Ce 15 juillet, le Tribunal Correctionnel de Grenoble devait examiner la plainte en diffamation déposée par le chirurgien orthopédiste soupçonné d'opérations abusives. Quatre patients devaient comparaître aujourd'hui devant le juge. Mais l'audience est reportée au 9 octobre.
Le docteur V., 49 ans, chirurgien orthopédiste grenoblois bien connu, devenu "l'un des spécialistes du dos dans la région", est actuellement suspendu par l'Ordre des médecins.
Il fait aussi l'objet d'une information judiciaire pour "blessures involontaires ayant entraîné une ITT supérieure à 3 mois".
Reportage du 10 avril 2019 M. Sicard-Cras, D. Albrand, C. Picaud, M. Quemener, E. Collier, P. Caillat
Intervenants : G. Masciave, F. Bagalino, E. Bourgin avocat des parties civiles, B. Boulloud avocat du chirurgien
28 plaintes d'ex-patients
Concrètement, la justice suspecte le chirurgien d'avoir opéré de façon injustifiée, et d'avoir réalisé de mauvais suivis post-opératoires ayant entraîné de lourdes séquelles, chez vingt-huit de ses patients, entre 2013 et 2014.
Ex-chirurgien au CHU de Grenoble, et depuis 2013 co-administrateur de la clinique des Cèdres à Echirolles, le docteur V. s'est vu retirer en 2015 son accréditation par la Haute Autorité de Santé, chagée de la sécurité des patients.
Un an plus tard, c'est la Caisse Primaire d'Assurance Maladie de l'Isère qui identifie 54 dossiers suspects le concernant.
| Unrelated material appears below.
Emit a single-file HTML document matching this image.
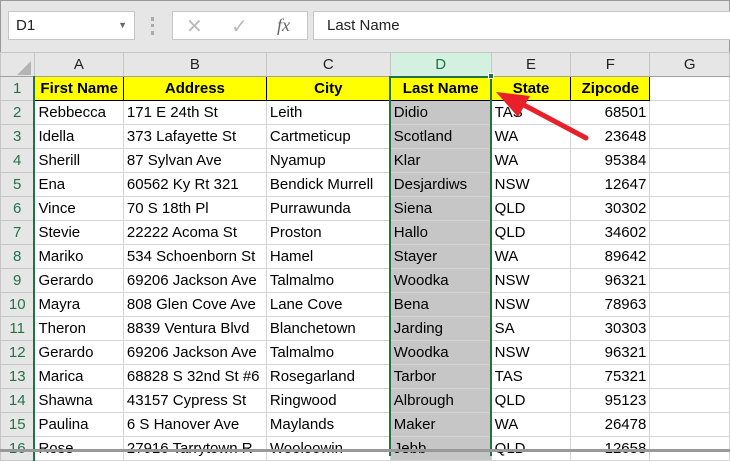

La CPAM porte plainte.
En juin dernier, Eric Vaillant, Procureur de la République à Grenoble, ouvre une information judiciaire.
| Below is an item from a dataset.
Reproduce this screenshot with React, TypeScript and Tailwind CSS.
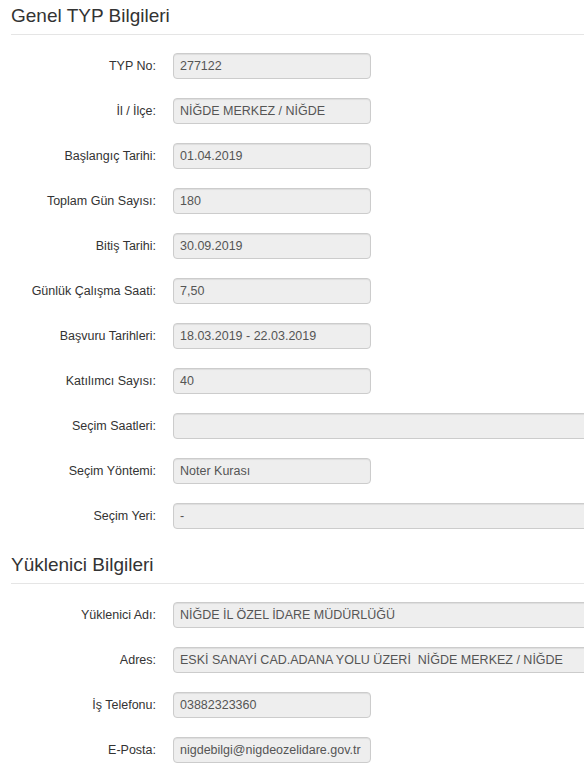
import React from "react";

type Row = { label: string; value: string; wide?: boolean };

const genel: Row[] = [
  { label: "TYP No:", value: "277122" },
  { label: "İl / İlçe:", value: "NİĞDE MERKEZ / NİĞDE" },
  { label: "Başlangıç Tarihi:", value: "01.04.2019" },
  { label: "Toplam Gün Sayısı:", value: "180" },
  { label: "Bitiş Tarihi:", value: "30.09.2019" },
  { label: "Günlük Çalışma Saati:", value: "7,50" },
  { label: "Başvuru Tarihleri:", value: "18.03.2019 - 22.03.2019" },
  { label: "Katılımcı Sayısı:", value: "40" },
  { label: "Seçim Saatleri:", value: "", wide: true },
  { label: "Seçim Yöntemi:", value: "Noter Kurası" },
  { label: "Seçim Yeri:", value: "-", wide: true },
];

const yuklenici: Row[] = [
  { label: "Yüklenici Adı:", value: "NİĞDE İL ÖZEL İDARE MÜDÜRLÜĞÜ", wide: true },
  { label: "Adres:", value: "ESKİ SANAYİ CAD.ADANA YOLU ÜZERİ  NİĞDE MERKEZ / NİĞDE", wide: true },
  { label: "İş Telefonu:", value: "03882323360" },
  { label: "E-Posta:", value: "nigdebilgi@nigdeozelidare.gov.tr" },
];

function Field({ row }: { row: Row }) {
  return (
    <div className="flex items-center h-[26px]">
      <label className="w-[145px] shrink-0 text-right text-[12.5px] text-[#333]">{row.label}</label>
      <div
        className={[
          "ml-[17px] h-[26px] shrink-0 flex items-center px-[6px] whitespace-pre",
          "bg-[#eeeeee] border border-[#cccccc] rounded-[4px] shadow-[inset_0_1px_1px_rgba(0,0,0,0.075)]",
          "text-[12.5px] text-[#555]",
          row.wide ? "w-[520px]" : "w-[198px]",
        ].join(" ")}
      >
        {row.value}
      </div>
    </div>
  );
}

function Section({ title, rows, first }: { title: string; rows: Row[]; first?: boolean }) {
  return (
    <section className={first ? "pt-[6px]" : "pt-[26px]"}>
      {/* başlık + alt çizgi */}
      <h4 className="text-[19px] leading-[20px] font-normal text-[#333] pb-[8px] border-b border-[#e5e5e5]">
        {title}
      </h4>
      <div className="flex flex-col gap-[19px] pt-[18px]">
        {rows.map((r) => (
          <Field key={r.label} row={r} />
        ))}
      </div>
    </section>
  );
}

export default function App() {
  return (
    <div
      className="w-[584px] h-[775px] overflow-hidden bg-white pl-[11px]"
      style={{ fontFamily: '"Liberation Sans", Arial, sans-serif' }}
    >
      <Section title="Genel TYP Bilgileri" rows={genel} first />
      <Section title="Yüklenici Bilgileri" rows={yuklenici} />
    </div>
  );
}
L'instruction est en cours. Selon Eric Vaillant, des expertises médicales doivent avoir lieu avant d'envisager une éventuelle mise en examen.
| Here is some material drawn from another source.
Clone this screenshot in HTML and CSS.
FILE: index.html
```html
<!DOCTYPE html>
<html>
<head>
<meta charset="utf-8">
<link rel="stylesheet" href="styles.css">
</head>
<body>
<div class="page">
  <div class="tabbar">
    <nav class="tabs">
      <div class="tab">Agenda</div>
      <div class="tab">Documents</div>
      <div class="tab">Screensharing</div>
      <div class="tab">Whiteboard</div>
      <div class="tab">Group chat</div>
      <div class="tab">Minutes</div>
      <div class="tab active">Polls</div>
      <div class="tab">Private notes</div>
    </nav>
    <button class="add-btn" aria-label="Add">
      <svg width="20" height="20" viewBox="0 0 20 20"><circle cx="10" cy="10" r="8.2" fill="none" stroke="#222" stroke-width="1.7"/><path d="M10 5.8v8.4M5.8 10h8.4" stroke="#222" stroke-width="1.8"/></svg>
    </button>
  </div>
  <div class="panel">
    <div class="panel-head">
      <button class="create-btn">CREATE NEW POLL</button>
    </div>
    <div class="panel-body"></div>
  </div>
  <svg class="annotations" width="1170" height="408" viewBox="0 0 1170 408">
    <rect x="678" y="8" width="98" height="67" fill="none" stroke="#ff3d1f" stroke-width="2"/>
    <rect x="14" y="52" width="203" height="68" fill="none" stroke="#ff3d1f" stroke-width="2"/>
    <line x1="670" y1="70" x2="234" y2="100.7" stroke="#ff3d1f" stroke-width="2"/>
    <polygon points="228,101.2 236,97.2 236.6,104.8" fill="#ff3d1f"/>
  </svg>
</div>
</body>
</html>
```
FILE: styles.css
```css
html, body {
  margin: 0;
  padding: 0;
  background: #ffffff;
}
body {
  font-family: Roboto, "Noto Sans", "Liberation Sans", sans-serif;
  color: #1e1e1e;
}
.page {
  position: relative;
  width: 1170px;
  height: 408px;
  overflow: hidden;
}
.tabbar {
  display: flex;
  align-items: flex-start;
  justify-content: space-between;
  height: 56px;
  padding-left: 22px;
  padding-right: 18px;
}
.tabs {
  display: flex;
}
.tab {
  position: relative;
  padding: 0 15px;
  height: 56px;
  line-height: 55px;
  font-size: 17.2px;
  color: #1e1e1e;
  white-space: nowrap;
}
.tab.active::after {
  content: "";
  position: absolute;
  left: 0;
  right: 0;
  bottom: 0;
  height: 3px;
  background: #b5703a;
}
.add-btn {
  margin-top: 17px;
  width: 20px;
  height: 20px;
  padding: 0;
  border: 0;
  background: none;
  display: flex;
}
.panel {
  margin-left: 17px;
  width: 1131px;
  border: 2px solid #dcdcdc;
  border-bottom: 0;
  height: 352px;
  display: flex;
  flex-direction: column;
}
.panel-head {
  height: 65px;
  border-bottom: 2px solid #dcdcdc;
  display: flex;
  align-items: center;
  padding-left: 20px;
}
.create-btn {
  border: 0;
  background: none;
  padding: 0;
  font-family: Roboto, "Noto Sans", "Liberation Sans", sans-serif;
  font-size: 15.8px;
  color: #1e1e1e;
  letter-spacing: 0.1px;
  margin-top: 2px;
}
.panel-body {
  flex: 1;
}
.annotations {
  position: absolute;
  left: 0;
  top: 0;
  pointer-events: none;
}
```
Le docteur V. contre-attaque en diffamation
Lors d'une conférence de presse début mai 2019, Me Bernard Boulloud, l'avocat du chirurgien, annonçait avoir déposé cette série de plaintes pour "calmer les ardeurs de certains".
Il regrette la "violation de la présomption d'innocence" qui protège son client tant qu'une décision de justice n'a pas été rendue sur les faits qui lui sont reprochés. Quatre ex-patients et trois organes de presse doivent comparaître.
Depuis le début de cette affaire, de nombreuses victimes présumées du docteur V. se sont exprimées dans la presse. Dans Le Parisien, la famille de l'une d'elles accusait le chirurgien de Grenoble d'être responsable du décès d'un patient.
"C'est le monde à l'envers", a dénoncé une ex-patiente qui a porté plainte, Frédérique Bagalino, sur France Bleu Isère.
"Je n'ai plus rien à perdre, a-t-elle encore expliqué au micro de nos confrères. J'ai perdu ma vie de couple, ma vie de famille, dix ans de ma vie... Et ma jambe. Je continuerai mon combat et je demande aux victimes de ne pas avoir peur. C'est sa stratégie, mais nous n'avons pas peur."
L'audience est reportée
A la demande de l'avocat des patients, l'audience est finalement reportée au 9 octobre.
L'avocat du chirugien avait aussi déposé en avril une plainte contre X devant le procureur, visant le médecin expert de la CPAM qui avait rédigé le rapport à son encontre.
Me Boulloud a affirmé que l'expert, pourtant à la retraite, "est intervenu récemment dans le cadre de l'expertise judiciaire" d'une des patientes du chirurgien. "Cela montre bien qu'il veut la peau de mon client", a-t-il estimé auprès de l'AFP.
Si le 26 juillet, trois mois après ce dépôt de plainte, le procureur n'a pas répondu, Me Boulloud saisira le doyen des juges d'instruction de Grenoble avec constitution de partie civile. Ce qui aboutira à la désignation d'un juge d'instruction pour examiner cette autre partie de l'affaire.